\name{dinucleotides}
\alias{rho}
\alias{zscore}
\title{Statistical over- and under- representation of dinucleotides in a
  sequence}
\description{
  These two functions compute two different types of statistics for the
  measure of statistical dinculeotide over- and under-representation :
  the rho statistic, and the z-score, each computed for all 16 dinucleotides.
}
\usage{
rho(sequence)
zscore(sequence, simulations = NULL, modele, ... )
}
\arguments{
  \item{sequence}{ A nucleic acids sequence }
  \item{simulations}{ If \code{NULL}, analytical solution is computed
    when available (models \code{base} and {codon}). Otherwise, it
    should be the number of permutations for the z-score computation }
  \item{modele}{ A string of characters describing the model chosen for
    the random generation }
  \item{...}{ Optional parameters for specific model permutations are
    passed on to \code{\link{permutation}} function. }
}
\details{
  The \code{rho} statistic, as presented in Karlin S., Cardon LR. (1994), can
  be computed on each of the 16 dinucleotides. It is the frequence of
  dinucleotide \emph{xy} divided by the product of frequencies of
  nucleotide \emph{x} and nucleotide \emph{y}. It is equal to 1.00 when
  dinucleotide \emph{xy} is formed by pure chance, and it is superior
  (respectively inferior) to 1.00 when dinucleotide \emph{xy} is over-
  (respectively under-) represented.

  The \code{zscore} statistic, as presented in Palmeira, L., Guguen, L.
  and Lobry JR. (in prep.). The statistic is the normalization of the
  \code{rho} statistic by its expectation and variance according to a
  given random sequence generation model, and follows the
  standard normal distribution. This statistic can be computed
  with several models (cf. \code{\link{permutation}} for the description
  of each of the models). We provide analytical calculus for two of
  them: the \code{base} permutations model and the  \code{codon}
  permutations model.
  
  The \code{base} model allows for random sequence generation by
  shuffling (with/without replacement) of all bases in the sequence.
  Analytical computation is available for this model.

  The \code{position} model allows for random sequence generation
  by shuffling (with/without replacement) of bases within their
  position in the codon (bases in position I, II or III stay in
  position I, II or III in the new sequence.

  The \code{codon} model allows for random sequence generation by
  shuffling (with/without replacement) of codons. Analytical
  computation is available for this model.
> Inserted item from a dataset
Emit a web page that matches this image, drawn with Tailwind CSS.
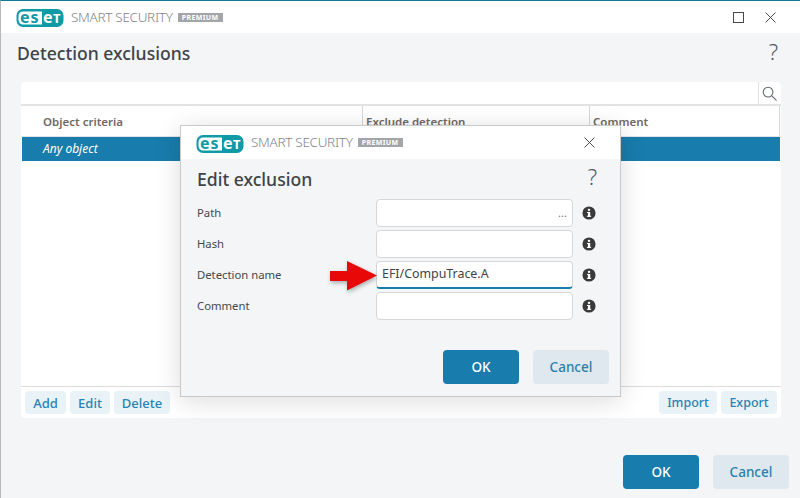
<!DOCTYPE html>
<html lang="en">
<head>
  <meta charset="UTF-8">
  <title>Detection exclusions</title>
  <script src="https://cdn.jsdelivr.net/npm/@tailwindcss/browser@4"></script>
</head>
<body class="w-[800px] h-[498px] overflow-hidden bg-[#f3f5f7] font-['Noto_Sans',sans-serif] text-[#3f3f46]">
  <div class="relative w-[800px] h-[498px] border-t border-l border-t-[#0f7c90] border-l-[#b8b8b8] flex flex-col">

    <!-- title bar -->
    <header class="h-[32px] bg-white flex items-center pl-[15px] pr-[24px] shrink-0">
      <svg viewBox="0 0 48 20" class="w-[48px] h-[20px]">
        <rect x="0.5" y="2" width="47" height="18" rx="6.5" fill="#0f9aa5"/>
        <path d="M7 4.5h19v13H7a4.5 4.5 0 0 1-4.5-4.5V9A4.5 4.5 0 0 1 7 4.5z" fill="#fff"/>
        <text x="4" y="15.5" font-family="Noto Sans" font-weight="700" font-size="16" fill="#0f9aa5">e</text>
        <text x="14.5" y="15.5" font-family="Noto Sans" font-weight="700" font-size="16" fill="#0f9aa5">s</text>
        <text x="27" y="15.5" font-family="Noto Sans" font-weight="700" font-size="16" fill="#fff">e</text>
        <text x="37" y="15.5" font-family="Noto Sans" font-weight="700" font-size="13" fill="#fff">T</text>
      </svg>
      <span class="ml-[7px] text-[13.5px] font-light text-[#7f8488] tracking-[-0.3px]">SMART SECURITY</span>
      <span class="ml-[5px] bg-[#a2a6a9] text-white text-[7px] font-bold leading-[9px] px-[4px] tracking-[0.4px]">PREMIUM</span>
      <svg viewBox="0 0 11 11" class="w-[11px] h-[11px] ml-auto" fill="none" stroke="#4a4a4a"><rect x="0.5" y="0.5" width="10" height="10"/></svg>
      <svg viewBox="0 0 11 11" class="w-[11px] h-[11px] ml-[21px]" fill="none" stroke="#4a4a4a"><path d="M0.5 0.5l10 10M10.5 0.5l-10 10"/></svg>
    </header>

    <!-- page heading -->
    <div class="h-[41px] mb-[8px] pl-[16px] pr-[22px] flex items-center justify-between shrink-0">
      <h1 class="text-[17.6px] font-medium text-[#3f4347]">Detection exclusions</h1>
      <span class="text-[22px] font-light text-[#555a5f] pb-[4px]">?</span>
    </div>

    <!-- exclusions table card -->
    <section class="ml-[20px] w-[760px] h-[336px] bg-white rounded-[4px] flex flex-col shrink-0">
      <div class="h-[22px] flex justify-end shrink-0">
        <div class="w-[23px] border-l border-[#e2e2e2] pr-[1px] flex items-center justify-center">
          <svg viewBox="0 0 16 16" class="w-[15px] h-[15px]" fill="none" stroke="#5f6468" stroke-width="1.1"><circle cx="6.5" cy="6.5" r="5.2"/><path d="M10.5 10.5l5 5"/></svg>
        </div>
      </div>
      <div class="h-[33px] border-t-2 border-b border-[#e1e3e4] grid grid-cols-[342px_227px_190px] text-[11.5px] font-semibold text-[#6f6a66] shrink-0">
        <div class="pl-[22px] pt-px flex items-center border-r border-[#d8d8d8]">Object criteria</div>
        <div class="pl-[3px] pt-px flex items-center border-r border-[#d8d8d8]">Exclude detection</div>
        <div class="pl-[3px] pt-px flex items-center border-r border-[#d8d8d8]">Comment</div>
      </div>
      <div class="h-[24px] mx-px bg-[#187cac] text-white text-[12px] italic pl-[21px] flex items-center shrink-0">Any object</div>
      <div class="flex-1"></div>
      <div class="h-[32px] border-t border-[#dcdcdc] px-[4px] pt-[4px] flex justify-between text-[13px] font-medium text-[#2a83b5] shrink-0">
        <div class="flex gap-[4px]">
          <button class="h-[23px] w-[41px] pt-[2px] rounded-[4px] bg-[#e9f2f7]">Add</button>
          <button class="h-[23px] w-[40px] pt-[2px] rounded-[4px] bg-[#e9f2f7]">Edit</button>
          <button class="h-[23px] w-[56px] pt-[2px] rounded-[4px] bg-[#e9f2f7]">Delete</button>
        </div>
        <div class="flex gap-[4px] text-[12.5px]">
          <button class="h-[23px] w-[58px] pt-[2px] rounded-[4px] bg-[#e9f2f7]">Import</button>
          <button class="h-[23px] w-[56px] pt-[2px] rounded-[4px] bg-[#e9f2f7]">Export</button>
        </div>
      </div>
    </section>

    <!-- window buttons -->
    <footer class="flex justify-end gap-[14px] pr-[11px] pt-[37px]">
      <button class="w-[76px] h-[34px] rounded-[4px] bg-[#187cac] text-white text-[13.5px] font-medium">OK</button>
      <button class="w-[76px] h-[34px] rounded-[4px] bg-[#dfe8ee] text-[#2a7fac] text-[13.5px] font-medium">Cancel</button>
    </footer>

    <!-- edit exclusion dialog -->
    <div class="absolute left-[179px] top-[124px] w-[441px] h-[272px] bg-[#f3f5f7] border border-[#c9c9c9] shadow-[0_4px_24px_rgba(0,0,0,0.14)] flex flex-col">
      <div class="h-[33px] bg-white flex items-center pl-[15px] pr-[25px] shrink-0">
        <svg viewBox="0 0 48 20" class="w-[48px] h-[20px]">
          <rect x="0.5" y="2" width="47" height="18" rx="6.5" fill="#0f9aa5"/>
          <path d="M7 4.5h19v13H7a4.5 4.5 0 0 1-4.5-4.5V9A4.5 4.5 0 0 1 7 4.5z" fill="#fff"/>
          <text x="4" y="15.5" font-family="Noto Sans" font-weight="700" font-size="16" fill="#0f9aa5">e</text>
          <text x="14.5" y="15.5" font-family="Noto Sans" font-weight="700" font-size="16" fill="#0f9aa5">s</text>
          <text x="27" y="15.5" font-family="Noto Sans" font-weight="700" font-size="16" fill="#fff">e</text>
          <text x="37" y="15.5" font-family="Noto Sans" font-weight="700" font-size="13" fill="#fff">T</text>
        </svg>
        <span class="ml-[7px] text-[13.5px] font-light text-[#7f8488] tracking-[-0.3px]">SMART SECURITY</span>
        <span class="ml-[5px] bg-[#a2a6a9] text-white text-[7px] font-bold leading-[9px] px-[4px] tracking-[0.4px]">PREMIUM</span>
        <svg viewBox="0 0 11 11" class="w-[11px] h-[11px] ml-auto" fill="none" stroke="#4a4a4a"><path d="M0.5 0.5l10 10M10.5 0.5l-10 10"/></svg>
      </div>
      <div class="h-[40px] pl-[16px] pr-[23px] flex items-center justify-between shrink-0">
        <h2 class="text-[17.6px] font-medium text-[#3f4347]">Edit exclusion</h2>
        <span class="text-[22px] font-light text-[#555a5f] pb-[5px]">?</span>
      </div>
      <div class="pl-[16px] flex flex-col gap-[3px] text-[11.3px] text-[#45494d]">
        <div class="flex items-center h-[28px]">
          <span class="w-[179px]">Path</span>
          <div class="w-[197px] h-[28px] bg-white border border-[#d5d7d9] rounded-[4px] flex items-center justify-end pr-[5px] text-[#777]">...</div>
          <svg viewBox="0 0 16 16" class="w-[14px] h-[14px] ml-[9px]"><circle cx="8" cy="8" r="7.5" fill="#3a3a3a"/><rect x="6.8" y="6.8" width="2.6" height="5.4" fill="#fff"/><rect x="5.8" y="6.8" width="2" height="1.2" fill="#fff"/><rect x="5.6" y="11.2" width="4.8" height="1.2" fill="#fff"/><circle cx="8" cy="4.4" r="1.4" fill="#fff"/></svg>
        </div>
        <div class="flex items-center h-[28px]">
          <span class="w-[179px] pt-px">Hash</span>
          <div class="w-[197px] h-[28px] bg-white border border-[#d5d7d9] rounded-[4px]"></div>
          <svg viewBox="0 0 16 16" class="w-[14px] h-[14px] ml-[9px]"><circle cx="8" cy="8" r="7.5" fill="#3a3a3a"/><rect x="6.8" y="6.8" width="2.6" height="5.4" fill="#fff"/><rect x="5.8" y="6.8" width="2" height="1.2" fill="#fff"/><rect x="5.6" y="11.2" width="4.8" height="1.2" fill="#fff"/><circle cx="8" cy="4.4" r="1.4" fill="#fff"/></svg>
        </div>
        <div class="flex items-center h-[28px]">
          <span class="w-[179px] pt-px">Detection name</span>
          <div class="w-[197px] h-[28px] bg-white border border-[#d5d7d9] border-b-2 border-b-[#187cac] rounded-[4px] flex items-center pl-[5px] text-[12.4px] text-[#3f4347]">EFI/CompuTrace.A</div>
          <svg viewBox="0 0 16 16" class="w-[14px] h-[14px] ml-[9px]"><circle cx="8" cy="8" r="7.5" fill="#3a3a3a"/><rect x="6.8" y="6.8" width="2.6" height="5.4" fill="#fff"/><rect x="5.8" y="6.8" width="2" height="1.2" fill="#fff"/><rect x="5.6" y="11.2" width="4.8" height="1.2" fill="#fff"/><circle cx="8" cy="4.4" r="1.4" fill="#fff"/></svg>
        </div>
        <div class="flex items-center h-[28px]">
          <span class="w-[179px] pt-px">Comment</span>
          <div class="w-[197px] h-[28px] bg-white border border-[#d5d7d9] rounded-[4px]"></div>
          <svg viewBox="0 0 16 16" class="w-[14px] h-[14px] ml-[9px]"><circle cx="8" cy="8" r="7.5" fill="#3a3a3a"/><rect x="6.8" y="6.8" width="2.6" height="5.4" fill="#fff"/><rect x="5.8" y="6.8" width="2" height="1.2" fill="#fff"/><rect x="5.6" y="11.2" width="4.8" height="1.2" fill="#fff"/><circle cx="8" cy="4.4" r="1.4" fill="#fff"/></svg>
        </div>
      </div>
      <div class="flex justify-end gap-[14px] pr-[11px] pt-[30px]">
        <button class="w-[76px] h-[34px] rounded-[4px] bg-[#187cac] text-white text-[13.5px] font-medium">OK</button>
        <button class="w-[76px] h-[34px] rounded-[4px] bg-[#dfe8ee] text-[#2a7fac] text-[13.5px] font-medium">Cancel</button>
      </div>
    </div>

    <!-- red callout arrow -->
    <svg viewBox="0 0 48 32" class="absolute left-[329px] top-[260px] w-[48px] h-[32px] drop-shadow-[1px_2px_2px_rgba(0,0,0,0.3)]"><path d="M0 10h17V0l30 14.5L17 29.5V20H0z" fill="#e80808"/></svg>
  </div>
</body>
</html>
  The \code{syncodon} model allows for random sequence generation
  by shuffling (with/without replacement) of synonymous codons.
  }
}
\value{
  a table containing the computed statistic for each dinucleotide
}
\references{
  \code{citation("seqinr")}
  
  Karlin S. and Cardon LR. (1994) Computational DNA sequence analysis.
  \emph{Annu Rev Microbiol}, \bold{48}, 619--54.

  Palmeira, L., Guguen, L. and Lobry JR. (in prep) UV-targeted
  dinucleotides are not depleted in light-exposed Prokaryotic genomes.
}
\author{ Leonor Palmeira }
\seealso{ \code{\link{permutation}} }
\examples{
sequence=sample(s2c('acgt'),6000,rep=TRUE)
rho(sequence)
zscore(sequence,modele='base')
zscore(sequence,modele='codon')
zscore(sequence,1000,modele='syncodon')
}
\keyword{ utilities }